Japan is one of those countries that never fail to charm and intrigue foreign observers, especially those from Western countries. On the one hand, culture and tradition are given great importance in the country. On the other, Japan is one of the most innovative and modern countries in the world.
Given this harmonious coexistence of tradition and modernity in Japan, it’s easy to understand why a lot of foreigners are intent on visiting the country. Should you find yourself visiting the country, here are some interesting facts about Japanese culture you might want to know about.
Like most Asian countries, the Japanese place great emphasis on authority and tradition, making them one of the most polite – if not the most polite – people in the world. Even tourists from countries where being civil in public are the norm will be surprised by the extreme politeness of the Japanese people.
Unlike in Western countries where calling people by their names are quite common, using honorifics when addressing others is the norm in Japan, with very few exceptions.

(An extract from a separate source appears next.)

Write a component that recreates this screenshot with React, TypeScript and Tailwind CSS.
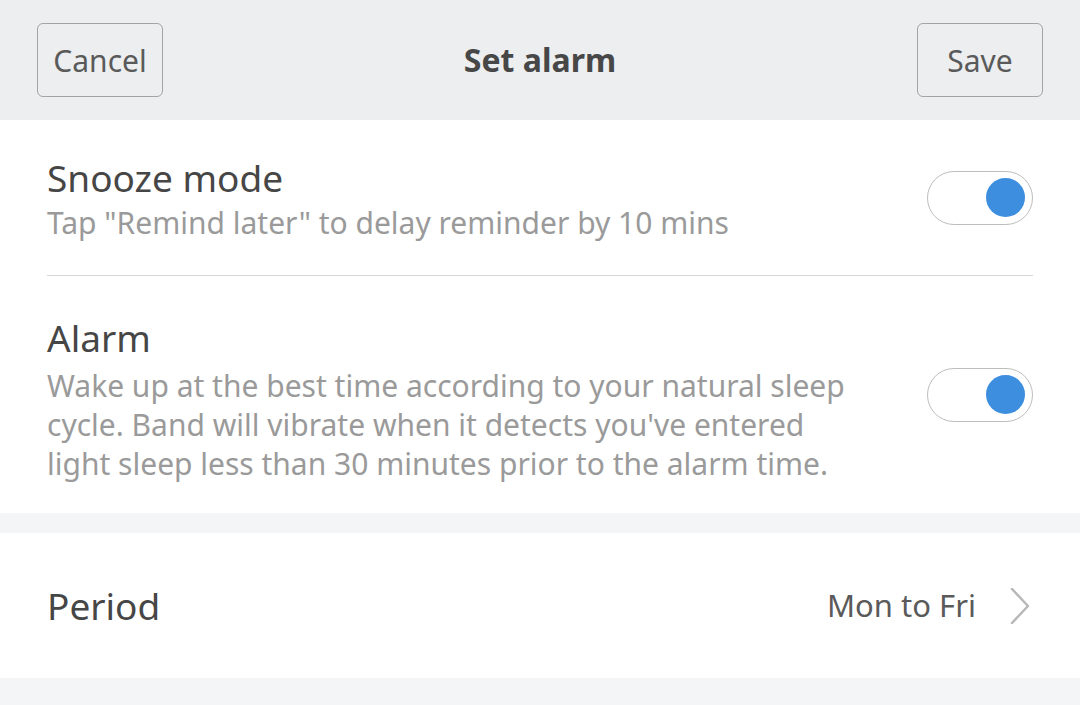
function Toggle() {
  return (
    <div className="w-[106px] h-[54px] rounded-full border border-[#bdbdbd] bg-white flex items-center justify-end pr-[7px] shrink-0">
      <div className="w-[39px] h-[39px] rounded-full bg-[#3e8ee0]" />
    </div>
  );
}

export default function App() {
  return (
    <div className="w-[1080px] h-[705px] bg-[#f4f5f7] overflow-hidden" style={{ fontFamily: '"Noto Sans", "Open Sans", sans-serif' }}>
      <header className="h-[120px] bg-[#eceef0] flex items-center justify-between px-[37px]">
        <button className="w-[126px] h-[74px] rounded-[6px] border border-[#a3a3a3] text-[30px] text-[#5a5a5a]">Cancel</button>
        <h1 className="text-[32px] font-bold text-[#474747]">Set alarm</h1>
        <button className="w-[126px] h-[74px] rounded-[6px] border border-[#a3a3a3] text-[30px] text-[#5a5a5a]">Save</button>
      </header>

      <section className="bg-white px-[47px]">
        <div className="flex items-center justify-between h-[156px] border-b border-[#d6d6d6]">
          <div className="pt-[4px]">
            <div className="text-[37px] leading-[44px] text-[#464646] mb-[2px]">Snooze mode</div>
            <div className="text-[30px] leading-[42px] text-[#9a9a9a]">Tap "Remind later" to delay reminder by 10 mins</div>
          </div>
          <Toggle />
        </div>
        <div className="flex items-center justify-between h-[237px]">
          <div className="max-w-[810px] mt-[10px]">
            <div className="text-[37px] leading-[44px] text-[#464646] mb-[6px]">Alarm</div>
            <div className="text-[30px] leading-[39px] text-[#9a9a9a]">
              Wake up at the best time according to your natural sleep cycle. Band will vibrate when it detects you've entered light sleep less than 30 minutes prior to the alarm time.
            </div>
          </div>
          <Toggle />
        </div>
      </section>

      <div className="h-[20px]" />

      <section className="bg-white h-[145px] px-[47px] flex items-center justify-between">
        <div className="text-[37px] text-[#464646]">Period</div>
        <div className="flex items-center gap-[34px] pr-[3px]">
          <span className="text-[31px] text-[#5a5a5a]">Mon to Fri</span>
          <svg width="20" height="36" viewBox="0 0 20 36" fill="none">
            <polyline points="2,1 18,18 2,35" stroke="#b8b8b8" strokeWidth="2.5" strokeLinejoin="round" strokeLinecap="round" />
          </svg>
        </div>
      </section>
    </div>
  );
}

In certain cases, even spouses or close friends would still use the honorific –san to address each other as a sign of respect.
Unlike in Western countries where people regularly walk around the house wearing shoes, it is a common practice in Japan to remove the shoes first before entering homes. In fact, this practice is so customary that the Japanese have devised a precise way of doing it.
For example, at the entrance of homes in Japan, the floor will usually be raised by about 6 inches as an indication that the shoes must be removed. The shoes are, meanwhile, arranged neatly pointing towards the door.
The Japanese would often provide house slippers for guests. However, if the home has a tatami mat room, house slippers must be taken off as well before entering. The floor to tatami mat room will usually be raised by an inch or two to indicate that house slippers must be removed.
Slurping when eating soup or noodles is frowned upon in most Western countries and is considered sloppy and rude. However, the contrary is true in Japan.
When eating soup or noodles in Japan, it is somewhat mandatory to slurp loudly as this an indication that the food is delicious, and you are enjoying your meal. Not slurping is considered rude in Japan.
With the sheer number of take-out joints, street food stalls, and vending machines in Japan, you would think that the Japanese would be inclined to eat food on the go, but this is certainly not the case.
Unlike in most cosmopolitan cities and buzzing urban centers, eating while walking or during a commute is considered rude in Japan. So if you want to eat right away, it is advisable that you find a bench to sit on first before munching on your takeaway meal.
The Japanese are known for their work ethics and industry, so finding employees sleeping on the job may come as a shock for foreigners, especially since this practice would be a tell-tale sign of slacking off in Western countries.
In Japan, however, sleeping on the job is a sign of diligence and hard work. In fact, something the Japanese would praise, seeing as it is an indication that the employee is working very hard to the point of exhaustion.
The sheer number of people wearing masks, especially in Tokyo, might be alarming for foreigners who might mistake such for the outbreak of an epidemic. But this is not the case.
Japanese people would often wear masks in public places to protect themselves from pollution and/or viral infections. In some cases, however, they would wear masks of various colors and designs solely for aesthetic purposes and not necessarily to prevent the transmission of viral infections.
Japan is certainly a unique culture, with its reverence for tradition and customs existing alongside an innate desire for modernity and innovation. This unusual combination of elements of the past and the future makes Japan irresistibly charming and enigmatic.
Having preserved its traditions and practices, the Japanese culture remains in stark contrast with the cosmopolitan air in most of the significant economies of the world. As such, foreigners often find themselves simultaneously amused and confused at the country’s unique customs.